Transcribe the records that follow in their entirety, omitting any pictures.
** START OF SUPPLIED DATA **
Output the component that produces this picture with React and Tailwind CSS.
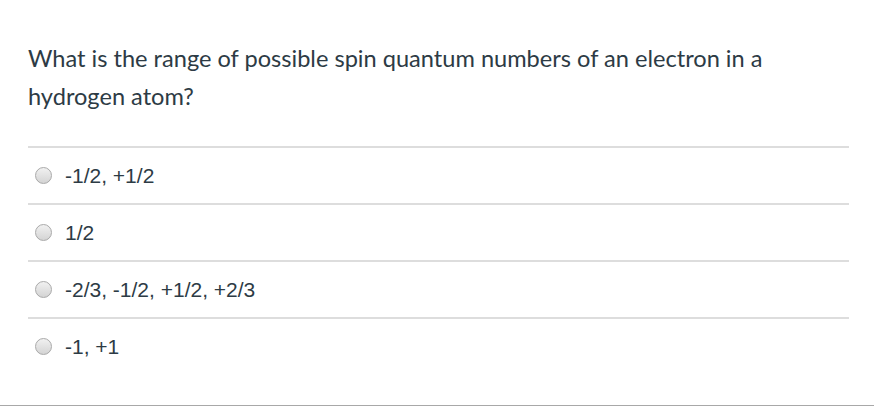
export default function App() {
  const options = ["-1/2, +1/2", "1/2", "-2/3, -1/2, +1/2, +2/3", "-1, +1"];
  return (
    <div className="w-[874px] h-[406px] bg-white overflow-hidden flex flex-col">
      <div className="flex-1 pl-[28px] pr-[25px]">
        <div className="pt-[39px] pr-[60px] text-[23.6px] leading-[38px] text-[#2d3b45] font-['Lato',sans-serif]">
          What is the range of possible spin quantum numbers of an electron in a hydrogen atom?
        </div>
        <div className="mt-[31px]">
          {options.map((o) => (
            <div key={o} className="border-t-2 border-[#dddddd] h-[57px] flex items-center">
              <span className="ml-[7px] w-[17px] h-[17px] rounded-full border border-[#a9a9a9] bg-gradient-to-b from-[#f1f1f1] to-[#d4d4d4] shrink-0" />
              <span className="ml-[13px] text-[21px] text-[#2d3b45] font-['Liberation_Sans',Arial,sans-serif]">{o}</span>
            </div>
          ))}
        </div>
      </div>
      <div className="h-px bg-[#a8a8a8]" />
    </div>
  );
}
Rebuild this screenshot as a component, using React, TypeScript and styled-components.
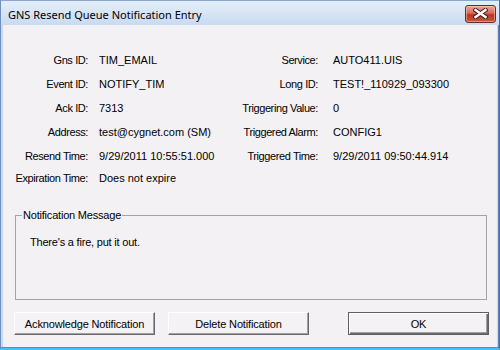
import styled, { createGlobalStyle } from 'styled-components'

const GlobalStyle = createGlobalStyle`
  html, body { margin: 0; padding: 0; background: #ffffff; }
  body { width: 500px; height: 350px; overflow: hidden; }
`

const FIELDS: [string, string, string, string][] = [
  ['Gns ID:', 'TIM_EMAIL', 'Service:', 'AUTO411.UIS'],
  ['Event ID:', 'NOTIFY_TIM', 'Long ID:', 'TEST!_110929_093300'],
  ['Ack ID:', '7313', 'Triggering Value:', '0'],
  ['Address:', 'test@cygnet.com (SM)', 'Triggered Alarm:', 'CONFIG1'],
  ['Resend Time:', '9/29/2011 10:55:51.000', 'Triggered Time:', '9/29/2011 09:50:44.914'],
  ['Expiration Time:', 'Does not expire', '', ''],
]

export default function App() {
  return (
    <>
      <GlobalStyle />
      <Window>
        <TitleBar>
          <Title>GNS Resend Queue Notification Entry</Title>
          <CloseBtn aria-label="Close">
            <svg width="15" height="11" viewBox="0 0 15 11">
              <path d="M2.5 2 L12.5 9 M12.5 2 L2.5 9" stroke="#4a1a14" strokeWidth="4.4" strokeLinecap="square" />
              <path d="M2.5 2 L12.5 9 M12.5 2 L2.5 9" stroke="#ffffff" strokeWidth="2.4" strokeLinecap="square" />
            </svg>
          </CloseBtn>
        </TitleBar>
        <Client>
          <Fields>
            {FIELDS.map(([l1, v1, l2, v2]) => (
              <Row key={l1}>
                <Label>{l1}</Label>
                <Value>{v1}</Value>
                <Label>{l2}</Label>
                <Value $wide>{v2}</Value>
              </Row>
            ))}
          </Fields>
          <Group>
            <Legend>Notification Message</Legend>
            <Message>There's a fire, put it out.</Message>
          </Group>
          <Buttons>
            <Button>Acknowledge Notification</Button>
            <Button>Delete Notification</Button>
            <Button $default>OK</Button>
          </Buttons>
        </Client>
      </Window>
    </>
  )
}

const Window = styled.div`
  width: 500px;
  height: 350px;
  box-sizing: border-box;
  display: flex;
  flex-direction: column;
  background: #c6d9f0;
  border-left: 1px solid #6e8fc0;
  border-right: 1px solid #3e6fb0;
  border-bottom: 2px solid #45c3ef;
  border-top: 1px solid #8aa6cc;
  box-shadow: inset -1px -1px #5e86c4;
`

const TitleBar = styled.div`
  height: 24px;
  flex-shrink: 0;
  display: flex;
  align-items: center;
  justify-content: space-between;
  padding: 0 3px 0 7px;
  background: linear-gradient(#e4eef9, #c9dbf1);
`

const Title = styled.div`
  font-family: 'Noto Sans', 'Open Sans', sans-serif;
  font-size: 11px;
  color: #000;
  margin-top: 3px;
`

const CloseBtn = styled.div`
  width: 31px;
  height: 18px;
  box-sizing: border-box;
  margin-top: 1px;
  display: flex;
  align-items: center;
  justify-content: center;
  border: 1px solid #6d2a22;
  border-radius: 3px;
  background: linear-gradient(#e8aa9f 0%, #d46a5b 45%, #bb3520 55%, #c8573f 100%);
  box-shadow: inset 0 0 0 1px rgba(255, 210, 200, 0.5);
`

const Client = styled.div`
  flex: 1;
  margin: 0 2px 1px 2px;
  background: #f3f1f4;
  display: flex;
  flex-direction: column;
  font-family: 'Liberation Sans', Arial, sans-serif;
  font-size: 11px;
  color: #000;
`

const Fields = styled.div`
  display: grid;
  grid-template-rows: repeat(5, 24px) 20px;
  margin-top: 23px;
`

const Row = styled.div`
  display: grid;
  grid-template-columns: 85px 130px 100px 1fr;
  align-items: center;
`

const Label = styled.div`
  text-align: right;
  white-space: nowrap;
  letter-spacing: -0.4px;
`

const Value = styled.div<{ $wide?: boolean }>`
  padding-left: ${p => (p.$wide ? '15px' : '11px')};
  white-space: nowrap;
`

const Group = styled.fieldset`
  margin: 21px 0 0 12px;
  width: 472px;
  height: 91px;
  box-sizing: border-box;
  padding: 0;
  border: 1px solid #a4a4a4;
  border-radius: 0;
  min-inline-size: 0;
`

const Legend = styled.legend`
  padding: 0 1px;
  margin-left: 6px;
  line-height: 13px;
  letter-spacing: -0.2px;
`

const Message = styled.div`
  margin: 14px 0 0 14px;
  letter-spacing: -0.2px;
`

const Buttons = styled.div`
  display: flex;
  gap: 13px;
  margin: 12px 0 0 11px;
  padding-right: 8px;
`

const Button = styled.button<{ $default?: boolean }>`
  width: 141px;
  height: 23px;
  box-sizing: border-box;
  padding: 0;
  font-family: 'Liberation Sans', Arial, sans-serif;
  font-size: 11px;
  letter-spacing: -0.15px;
  color: #000;
  background: #f4f2f4;
  border: 1px solid;
  border-color: #ffffff #696969 #696969 #ffffff;
  box-shadow: inset -1px -1px #a0a0a0;
  ${p =>
    p.$default &&
    `
    margin-left: auto;
    border: 1px solid #5f5f5f;
    box-shadow: inset 1px 1px #ffffff, inset -1px -1px #6a6a6a, inset -2px -2px #a0a0a0;
  `}
`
** END OF SUPPLIED DATA **
**SOLUTION TO THIS TASK:**
Output the component that produces this picture with React and Tailwind CSS.
export default function App() {
  const options = ["-1/2, +1/2", "1/2", "-2/3, -1/2, +1/2, +2/3", "-1, +1"];
  return (
    <div className="w-[874px] h-[406px] bg-white overflow-hidden flex flex-col">
      <div className="flex-1 pl-[28px] pr-[25px]">
        <div className="pt-[39px] pr-[60px] text-[23.6px] leading-[38px] text-[#2d3b45] font-['Lato',sans-serif]">
          What is the range of possible spin quantum numbers of an electron in a hydrogen atom?
        </div>
        <div className="mt-[31px]">
          {options.map((o) => (
            <div key={o} className="border-t-2 border-[#dddddd] h-[57px] flex items-center">
              <span className="ml-[7px] w-[17px] h-[17px] rounded-full border border-[#a9a9a9] bg-gradient-to-b from-[#f1f1f1] to-[#d4d4d4] shrink-0" />
              <span className="ml-[13px] text-[21px] text-[#2d3b45] font-['Liberation_Sans',Arial,sans-serif]">{o}</span>
            </div>
          ))}
        </div>
      </div>
      <div className="h-px bg-[#a8a8a8]" />
    </div>
  );
}
Rebuild this screenshot as a component, using React, TypeScript and styled-components.
import styled, { createGlobalStyle } from 'styled-components'

const GlobalStyle = createGlobalStyle`
  html, body { margin: 0; padding: 0; background: #ffffff; }
  body { width: 500px; height: 350px; overflow: hidden; }
`

const FIELDS: [string, string, string, string][] = [
  ['Gns ID:', 'TIM_EMAIL', 'Service:', 'AUTO411.UIS'],
  ['Event ID:', 'NOTIFY_TIM', 'Long ID:', 'TEST!_110929_093300'],
  ['Ack ID:', '7313', 'Triggering Value:', '0'],
  ['Address:', 'test@cygnet.com (SM)', 'Triggered Alarm:', 'CONFIG1'],
  ['Resend Time:', '9/29/2011 10:55:51.000', 'Triggered Time:', '9/29/2011 09:50:44.914'],
  ['Expiration Time:', 'Does not expire', '', ''],
]

export default function App() {
  return (
    <>
      <GlobalStyle />
      <Window>
        <TitleBar>
          <Title>GNS Resend Queue Notification Entry</Title>
          <CloseBtn aria-label="Close">
            <svg width="15" height="11" viewBox="0 0 15 11">
              <path d="M2.5 2 L12.5 9 M12.5 2 L2.5 9" stroke="#4a1a14" strokeWidth="4.4" strokeLinecap="square" />
              <path d="M2.5 2 L12.5 9 M12.5 2 L2.5 9" stroke="#ffffff" strokeWidth="2.4" strokeLinecap="square" />
            </svg>
          </CloseBtn>
        </TitleBar>
        <Client>
          <Fields>
            {FIELDS.map(([l1, v1, l2, v2]) => (
              <Row key={l1}>
                <Label>{l1}</Label>
                <Value>{v1}</Value>
                <Label>{l2}</Label>
                <Value $wide>{v2}</Value>
              </Row>
            ))}
          </Fields>
          <Group>
            <Legend>Notification Message</Legend>
            <Message>There's a fire, put it out.</Message>
          </Group>
          <Buttons>
            <Button>Acknowledge Notification</Button>
            <Button>Delete Notification</Button>
            <Button $default>OK</Button>
          </Buttons>
        </Client>
      </Window>
    </>
  )
}

const Window = styled.div`
  width: 500px;
  height: 350px;
  box-sizing: border-box;
  display: flex;
  flex-direction: column;
  background: #c6d9f0;
  border-left: 1px solid #6e8fc0;
  border-right: 1px solid #3e6fb0;
  border-bottom: 2px solid #45c3ef;
  border-top: 1px solid #8aa6cc;
  box-shadow: inset -1px -1px #5e86c4;
`

const TitleBar = styled.div`
  height: 24px;
  flex-shrink: 0;
  display: flex;
  align-items: center;
  justify-content: space-between;
  padding: 0 3px 0 7px;
  background: linear-gradient(#e4eef9, #c9dbf1);
`

const Title = styled.div`
  font-family: 'Noto Sans', 'Open Sans', sans-serif;
  font-size: 11px;
  color: #000;
  margin-top: 3px;
`

const CloseBtn = styled.div`
  width: 31px;
  height: 18px;
  box-sizing: border-box;
  margin-top: 1px;
  display: flex;
  align-items: center;
  justify-content: center;
  border: 1px solid #6d2a22;
  border-radius: 3px;
  background: linear-gradient(#e8aa9f 0%, #d46a5b 45%, #bb3520 55%, #c8573f 100%);
  box-shadow: inset 0 0 0 1px rgba(255, 210, 200, 0.5);
`

const Client = styled.div`
  flex: 1;
  margin: 0 2px 1px 2px;
  background: #f3f1f4;
  display: flex;
  flex-direction: column;
  font-family: 'Liberation Sans', Arial, sans-serif;
  font-size: 11px;
  color: #000;
`

const Fields = styled.div`
  display: grid;
  grid-template-rows: repeat(5, 24px) 20px;
  margin-top: 23px;
`

const Row = styled.div`
  display: grid;
  grid-template-columns: 85px 130px 100px 1fr;
  align-items: center;
`

const Label = styled.div`
  text-align: right;
  white-space: nowrap;
  letter-spacing: -0.4px;
`

const Value = styled.div<{ $wide?: boolean }>`
  padding-left: ${p => (p.$wide ? '15px' : '11px')};
  white-space: nowrap;
`

const Group = styled.fieldset`
  margin: 21px 0 0 12px;
  width: 472px;
  height: 91px;
  box-sizing: border-box;
  padding: 0;
  border: 1px solid #a4a4a4;
  border-radius: 0;
  min-inline-size: 0;
`

const Legend = styled.legend`
  padding: 0 1px;
  margin-left: 6px;
  line-height: 13px;
  letter-spacing: -0.2px;
`

const Message = styled.div`
  margin: 14px 0 0 14px;
  letter-spacing: -0.2px;
`

const Buttons = styled.div`
  display: flex;
  gap: 13px;
  margin: 12px 0 0 11px;
  padding-right: 8px;
`

const Button = styled.button<{ $default?: boolean }>`
  width: 141px;
  height: 23px;
  box-sizing: border-box;
  padding: 0;
  font-family: 'Liberation Sans', Arial, sans-serif;
  font-size: 11px;
  letter-spacing: -0.15px;
  color: #000;
  background: #f4f2f4;
  border: 1px solid;
  border-color: #ffffff #696969 #696969 #ffffff;
  box-shadow: inset -1px -1px #a0a0a0;
  ${p =>
    p.$default &&
    `
    margin-left: auto;
    border: 1px solid #5f5f5f;
    box-shadow: inset 1px 1px #ffffff, inset -1px -1px #6a6a6a, inset -2px -2px #a0a0a0;
  `}
`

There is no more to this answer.